GIVEN EXERCISE:
Omit every image, and transcribe the remaining entries exactly as given.

Web page code records:
- - -

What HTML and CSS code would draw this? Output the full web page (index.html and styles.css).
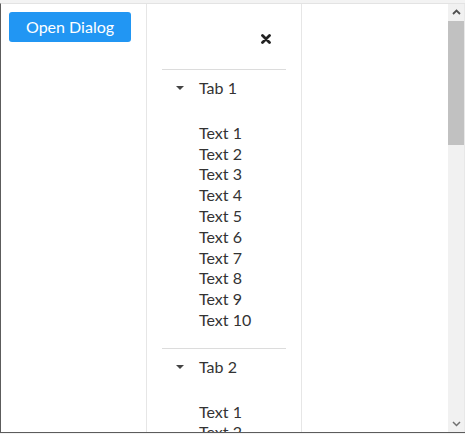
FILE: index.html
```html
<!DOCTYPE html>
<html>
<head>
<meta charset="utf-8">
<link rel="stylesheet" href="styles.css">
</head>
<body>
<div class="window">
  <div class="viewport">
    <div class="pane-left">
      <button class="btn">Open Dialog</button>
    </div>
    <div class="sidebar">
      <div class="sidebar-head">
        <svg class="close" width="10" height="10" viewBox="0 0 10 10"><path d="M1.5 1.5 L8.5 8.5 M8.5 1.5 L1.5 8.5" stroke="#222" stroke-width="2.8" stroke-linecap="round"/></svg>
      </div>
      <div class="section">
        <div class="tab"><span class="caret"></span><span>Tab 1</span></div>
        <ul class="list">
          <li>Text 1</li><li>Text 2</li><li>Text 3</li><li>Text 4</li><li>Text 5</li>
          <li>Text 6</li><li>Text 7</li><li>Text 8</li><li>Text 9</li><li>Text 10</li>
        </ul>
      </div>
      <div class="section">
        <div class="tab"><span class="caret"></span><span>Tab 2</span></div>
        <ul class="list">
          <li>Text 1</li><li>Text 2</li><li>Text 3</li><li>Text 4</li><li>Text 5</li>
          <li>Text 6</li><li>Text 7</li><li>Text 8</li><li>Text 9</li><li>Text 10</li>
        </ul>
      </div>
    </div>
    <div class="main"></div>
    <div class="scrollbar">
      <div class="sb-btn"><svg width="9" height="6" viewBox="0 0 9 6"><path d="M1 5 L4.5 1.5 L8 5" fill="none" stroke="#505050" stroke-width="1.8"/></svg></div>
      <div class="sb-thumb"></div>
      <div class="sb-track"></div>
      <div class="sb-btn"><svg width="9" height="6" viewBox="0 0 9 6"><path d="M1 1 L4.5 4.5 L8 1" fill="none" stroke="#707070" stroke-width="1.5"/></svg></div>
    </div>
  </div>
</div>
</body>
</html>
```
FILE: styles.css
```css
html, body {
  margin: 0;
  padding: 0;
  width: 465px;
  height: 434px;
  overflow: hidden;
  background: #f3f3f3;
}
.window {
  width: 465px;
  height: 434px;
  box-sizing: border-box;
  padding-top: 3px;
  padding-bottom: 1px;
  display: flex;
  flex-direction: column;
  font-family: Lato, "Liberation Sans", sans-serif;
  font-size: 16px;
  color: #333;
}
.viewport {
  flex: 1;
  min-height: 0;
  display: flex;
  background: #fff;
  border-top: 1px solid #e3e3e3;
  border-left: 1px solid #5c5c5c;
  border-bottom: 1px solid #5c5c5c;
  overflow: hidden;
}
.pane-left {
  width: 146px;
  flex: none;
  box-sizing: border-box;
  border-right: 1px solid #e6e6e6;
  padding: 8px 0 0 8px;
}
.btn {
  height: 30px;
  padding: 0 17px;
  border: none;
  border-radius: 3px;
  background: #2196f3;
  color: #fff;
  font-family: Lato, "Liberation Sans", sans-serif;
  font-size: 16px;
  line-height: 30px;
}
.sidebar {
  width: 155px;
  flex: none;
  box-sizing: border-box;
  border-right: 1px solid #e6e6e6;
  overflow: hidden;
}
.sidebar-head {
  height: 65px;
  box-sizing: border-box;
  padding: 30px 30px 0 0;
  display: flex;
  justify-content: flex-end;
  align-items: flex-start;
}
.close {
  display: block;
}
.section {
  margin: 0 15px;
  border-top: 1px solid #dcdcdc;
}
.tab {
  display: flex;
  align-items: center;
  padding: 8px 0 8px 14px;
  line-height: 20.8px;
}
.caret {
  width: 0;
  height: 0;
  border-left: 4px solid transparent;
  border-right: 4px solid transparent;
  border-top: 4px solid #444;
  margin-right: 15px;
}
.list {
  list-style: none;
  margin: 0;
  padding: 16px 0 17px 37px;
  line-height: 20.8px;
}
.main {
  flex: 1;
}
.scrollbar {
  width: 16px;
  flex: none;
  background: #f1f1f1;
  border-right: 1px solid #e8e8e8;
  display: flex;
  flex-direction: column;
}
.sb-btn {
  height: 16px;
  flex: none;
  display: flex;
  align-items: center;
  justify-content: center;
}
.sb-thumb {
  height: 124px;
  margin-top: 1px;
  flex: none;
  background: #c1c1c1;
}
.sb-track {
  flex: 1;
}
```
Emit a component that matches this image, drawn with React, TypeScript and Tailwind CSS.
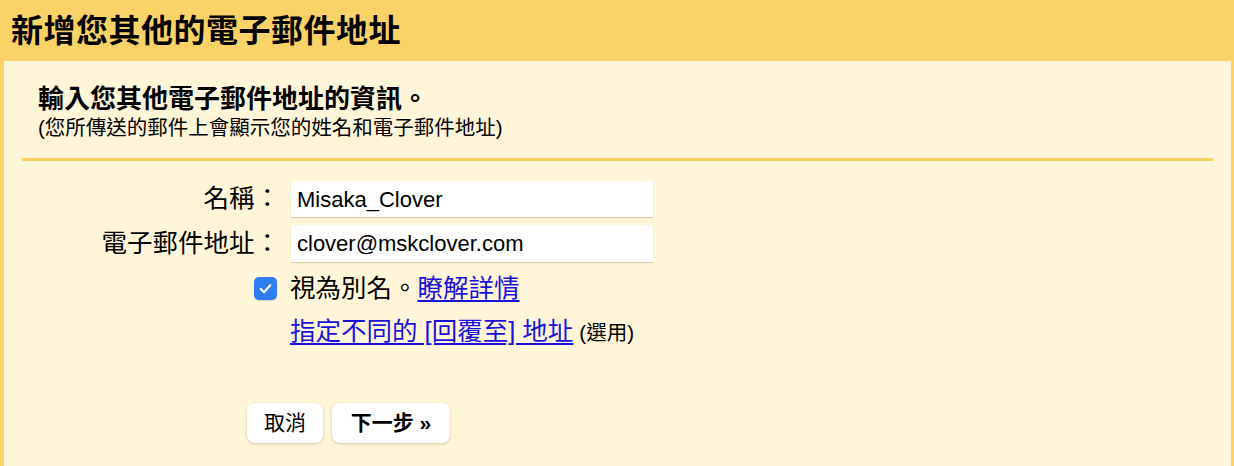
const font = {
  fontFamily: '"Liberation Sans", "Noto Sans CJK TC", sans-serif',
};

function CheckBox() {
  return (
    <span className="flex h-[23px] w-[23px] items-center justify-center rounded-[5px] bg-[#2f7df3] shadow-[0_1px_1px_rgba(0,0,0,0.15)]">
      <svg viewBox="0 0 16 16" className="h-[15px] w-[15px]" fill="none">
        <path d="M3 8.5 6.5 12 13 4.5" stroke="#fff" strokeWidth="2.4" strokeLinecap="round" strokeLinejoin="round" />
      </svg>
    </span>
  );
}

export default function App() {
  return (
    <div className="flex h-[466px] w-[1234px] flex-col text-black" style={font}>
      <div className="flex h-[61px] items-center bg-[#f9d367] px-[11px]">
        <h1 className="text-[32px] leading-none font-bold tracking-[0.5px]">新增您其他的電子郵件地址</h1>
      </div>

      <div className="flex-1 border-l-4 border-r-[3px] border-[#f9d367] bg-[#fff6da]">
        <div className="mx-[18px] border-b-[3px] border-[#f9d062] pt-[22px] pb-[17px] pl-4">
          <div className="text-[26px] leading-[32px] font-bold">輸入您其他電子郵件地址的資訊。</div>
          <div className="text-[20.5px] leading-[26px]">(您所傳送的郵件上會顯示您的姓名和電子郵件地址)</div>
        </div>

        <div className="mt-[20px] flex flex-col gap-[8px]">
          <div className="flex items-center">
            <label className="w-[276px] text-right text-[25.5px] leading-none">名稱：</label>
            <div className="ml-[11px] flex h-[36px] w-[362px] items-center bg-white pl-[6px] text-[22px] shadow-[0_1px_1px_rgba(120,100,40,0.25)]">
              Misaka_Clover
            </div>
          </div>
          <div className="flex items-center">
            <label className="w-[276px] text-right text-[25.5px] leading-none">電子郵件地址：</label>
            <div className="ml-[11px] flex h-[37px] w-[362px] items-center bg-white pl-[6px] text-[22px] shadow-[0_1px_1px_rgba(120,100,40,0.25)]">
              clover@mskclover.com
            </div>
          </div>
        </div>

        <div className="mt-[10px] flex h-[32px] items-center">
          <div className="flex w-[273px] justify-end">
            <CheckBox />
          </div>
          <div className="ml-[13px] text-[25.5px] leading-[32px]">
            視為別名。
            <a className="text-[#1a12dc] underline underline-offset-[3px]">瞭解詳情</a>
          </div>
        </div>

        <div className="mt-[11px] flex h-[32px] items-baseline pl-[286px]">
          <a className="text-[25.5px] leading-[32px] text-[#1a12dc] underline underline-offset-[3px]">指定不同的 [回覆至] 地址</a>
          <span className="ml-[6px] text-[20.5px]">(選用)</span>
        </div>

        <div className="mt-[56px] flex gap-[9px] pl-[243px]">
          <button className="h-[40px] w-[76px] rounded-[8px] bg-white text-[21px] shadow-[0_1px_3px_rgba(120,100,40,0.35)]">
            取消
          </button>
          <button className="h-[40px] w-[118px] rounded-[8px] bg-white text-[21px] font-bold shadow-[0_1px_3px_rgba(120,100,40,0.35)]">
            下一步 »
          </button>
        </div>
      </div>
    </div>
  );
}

- - -

RESULT OF THIS TASK:
What HTML and CSS code would draw this? Output the full web page (index.html and styles.css).
FILE: index.html
```html
<!DOCTYPE html>
<html>
<head>
<meta charset="utf-8">
<link rel="stylesheet" href="styles.css">
</head>
<body>
<div class="window">
  <div class="viewport">
    <div class="pane-left">
      <button class="btn">Open Dialog</button>
    </div>
    <div class="sidebar">
      <div class="sidebar-head">
        <svg class="close" width="10" height="10" viewBox="0 0 10 10"><path d="M1.5 1.5 L8.5 8.5 M8.5 1.5 L1.5 8.5" stroke="#222" stroke-width="2.8" stroke-linecap="round"/></svg>
      </div>
      <div class="section">
        <div class="tab"><span class="caret"></span><span>Tab 1</span></div>
        <ul class="list">
          <li>Text 1</li><li>Text 2</li><li>Text 3</li><li>Text 4</li><li>Text 5</li>
          <li>Text 6</li><li>Text 7</li><li>Text 8</li><li>Text 9</li><li>Text 10</li>
        </ul>
      </div>
      <div class="section">
        <div class="tab"><span class="caret"></span><span>Tab 2</span></div>
        <ul class="list">
          <li>Text 1</li><li>Text 2</li><li>Text 3</li><li>Text 4</li><li>Text 5</li>
          <li>Text 6</li><li>Text 7</li><li>Text 8</li><li>Text 9</li><li>Text 10</li>
        </ul>
      </div>
    </div>
    <div class="main"></div>
    <div class="scrollbar">
      <div class="sb-btn"><svg width="9" height="6" viewBox="0 0 9 6"><path d="M1 5 L4.5 1.5 L8 5" fill="none" stroke="#505050" stroke-width="1.8"/></svg></div>
      <div class="sb-thumb"></div>
      <div class="sb-track"></div>
      <div class="sb-btn"><svg width="9" height="6" viewBox="0 0 9 6"><path d="M1 1 L4.5 4.5 L8 1" fill="none" stroke="#707070" stroke-width="1.5"/></svg></div>
    </div>
  </div>
</div>
</body>
</html>
```
FILE: styles.css
```css
html, body {
  margin: 0;
  padding: 0;
  width: 465px;
  height: 434px;
  overflow: hidden;
  background: #f3f3f3;
}
.window {
  width: 465px;
  height: 434px;
  box-sizing: border-box;
  padding-top: 3px;
  padding-bottom: 1px;
  display: flex;
  flex-direction: column;
  font-family: Lato, "Liberation Sans", sans-serif;
  font-size: 16px;
  color: #333;
}
.viewport {
  flex: 1;
  min-height: 0;
  display: flex;
  background: #fff;
  border-top: 1px solid #e3e3e3;
  border-left: 1px solid #5c5c5c;
  border-bottom: 1px solid #5c5c5c;
  overflow: hidden;
}
.pane-left {
  width: 146px;
  flex: none;
  box-sizing: border-box;
  border-right: 1px solid #e6e6e6;
  padding: 8px 0 0 8px;
}
.btn {
  height: 30px;
  padding: 0 17px;
  border: none;
  border-radius: 3px;
  background: #2196f3;
  color: #fff;
  font-family: Lato, "Liberation Sans", sans-serif;
  font-size: 16px;
  line-height: 30px;
}
.sidebar {
  width: 155px;
  flex: none;
  box-sizing: border-box;
  border-right: 1px solid #e6e6e6;
  overflow: hidden;
}
.sidebar-head {
  height: 65px;
  box-sizing: border-box;
  padding: 30px 30px 0 0;
  display: flex;
  justify-content: flex-end;
  align-items: flex-start;
}
.close {
  display: block;
}
.section {
  margin: 0 15px;
  border-top: 1px solid #dcdcdc;
}
.tab {
  display: flex;
  align-items: center;
  padding: 8px 0 8px 14px;
  line-height: 20.8px;
}
.caret {
  width: 0;
  height: 0;
  border-left: 4px solid transparent;
  border-right: 4px solid transparent;
  border-top: 4px solid #444;
  margin-right: 15px;
}
.list {
  list-style: none;
  margin: 0;
  padding: 16px 0 17px 37px;
  line-height: 20.8px;
}
.main {
  flex: 1;
}
.scrollbar {
  width: 16px;
  flex: none;
  background: #f1f1f1;
  border-right: 1px solid #e8e8e8;
  display: flex;
  flex-direction: column;
}
.sb-btn {
  height: 16px;
  flex: none;
  display: flex;
  align-items: center;
  justify-content: center;
}
.sb-thumb {
  height: 124px;
  margin-top: 1px;
  flex: none;
  background: #c1c1c1;
}
.sb-track {
  flex: 1;
}
```
Emit a component that matches this image, drawn with React, TypeScript and Tailwind CSS.
const font = {
  fontFamily: '"Liberation Sans", "Noto Sans CJK TC", sans-serif',
};

function CheckBox() {
  return (
    <span className="flex h-[23px] w-[23px] items-center justify-center rounded-[5px] bg-[#2f7df3] shadow-[0_1px_1px_rgba(0,0,0,0.15)]">
      <svg viewBox="0 0 16 16" className="h-[15px] w-[15px]" fill="none">
        <path d="M3 8.5 6.5 12 13 4.5" stroke="#fff" strokeWidth="2.4" strokeLinecap="round" strokeLinejoin="round" />
      </svg>
    </span>
  );
}

export default function App() {
  return (
    <div className="flex h-[466px] w-[1234px] flex-col text-black" style={font}>
      <div className="flex h-[61px] items-center bg-[#f9d367] px-[11px]">
        <h1 className="text-[32px] leading-none font-bold tracking-[0.5px]">新增您其他的電子郵件地址</h1>
      </div>

      <div className="flex-1 border-l-4 border-r-[3px] border-[#f9d367] bg-[#fff6da]">
        <div className="mx-[18px] border-b-[3px] border-[#f9d062] pt-[22px] pb-[17px] pl-4">
          <div className="text-[26px] leading-[32px] font-bold">輸入您其他電子郵件地址的資訊。</div>
          <div className="text-[20.5px] leading-[26px]">(您所傳送的郵件上會顯示您的姓名和電子郵件地址)</div>
        </div>

        <div className="mt-[20px] flex flex-col gap-[8px]">
          <div className="flex items-center">
            <label className="w-[276px] text-right text-[25.5px] leading-none">名稱：</label>
            <div className="ml-[11px] flex h-[36px] w-[362px] items-center bg-white pl-[6px] text-[22px] shadow-[0_1px_1px_rgba(120,100,40,0.25)]">
              Misaka_Clover
            </div>
          </div>
          <div className="flex items-center">
            <label className="w-[276px] text-right text-[25.5px] leading-none">電子郵件地址：</label>
            <div className="ml-[11px] flex h-[37px] w-[362px] items-center bg-white pl-[6px] text-[22px] shadow-[0_1px_1px_rgba(120,100,40,0.25)]">
              clover@mskclover.com
            </div>
          </div>
        </div>

        <div className="mt-[10px] flex h-[32px] items-center">
          <div className="flex w-[273px] justify-end">
            <CheckBox />
          </div>
          <div className="ml-[13px] text-[25.5px] leading-[32px]">
            視為別名。
            <a className="text-[#1a12dc] underline underline-offset-[3px]">瞭解詳情</a>
          </div>
        </div>

        <div className="mt-[11px] flex h-[32px] items-baseline pl-[286px]">
          <a className="text-[25.5px] leading-[32px] text-[#1a12dc] underline underline-offset-[3px]">指定不同的 [回覆至] 地址</a>
          <span className="ml-[6px] text-[20.5px]">(選用)</span>
        </div>

        <div className="mt-[56px] flex gap-[9px] pl-[243px]">
          <button className="h-[40px] w-[76px] rounded-[8px] bg-white text-[21px] shadow-[0_1px_3px_rgba(120,100,40,0.35)]">
            取消
          </button>
          <button className="h-[40px] w-[118px] rounded-[8px] bg-white text-[21px] font-bold shadow-[0_1px_3px_rgba(120,100,40,0.35)]">
            下一步 »
          </button>
        </div>
      </div>
    </div>
  );
}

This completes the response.